Nell’età ellenistica si colloca la prima dottrina sistematica dei metalli basata sull’associazione coi pianeti (Sole-oro, Luna-argento, Venere-rame, Marte-ferro, Saturno-piombo) e su un criterio di distinzione a partire da caratteristiche quali il colore, il peso, ecc., cui si riferiscono gli alchimisti quando parlano di trasformare i metalli in oro. Sarebbe un anacronismo, infatti, pensare che gli alchimisti considerassero i metalli nei termini in cui li ha definiti “l’ultima nata delle scienze moderne”, la chimica.
L’epoca a cui risalgono i primi tentativi di sistemazione è la stessa delle prime testimonianze propriamente alchemiche in età ellenistica: i secoli II e III d.C.
Soltanto pochi scienziati dell’antichità cercarono di interpretare i propri esperimenti pratici in un ambito teorico e Maria l’Ebrea fu una tra questi.
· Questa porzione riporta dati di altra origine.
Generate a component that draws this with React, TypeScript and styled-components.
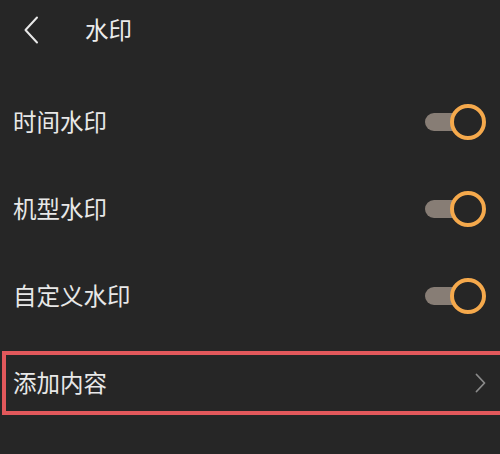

Grazie alle ricerche di Maria l’Ebrea l’antica alchimia raggiunse il suo punto culminante, ma ben presto anche la sua fine. Durante il regno dell’imperatore romano Diocleziano infatti gli alchimisti alessandrini vennero perseguitati e i loro scritti bruciati. Ma la tradizione non venne interrotta completamente e l’alchimia continuò a essere praticata durante il Medioevo e l’Età moderna finché da essa si sviluppò la chimica nel XVII secolo.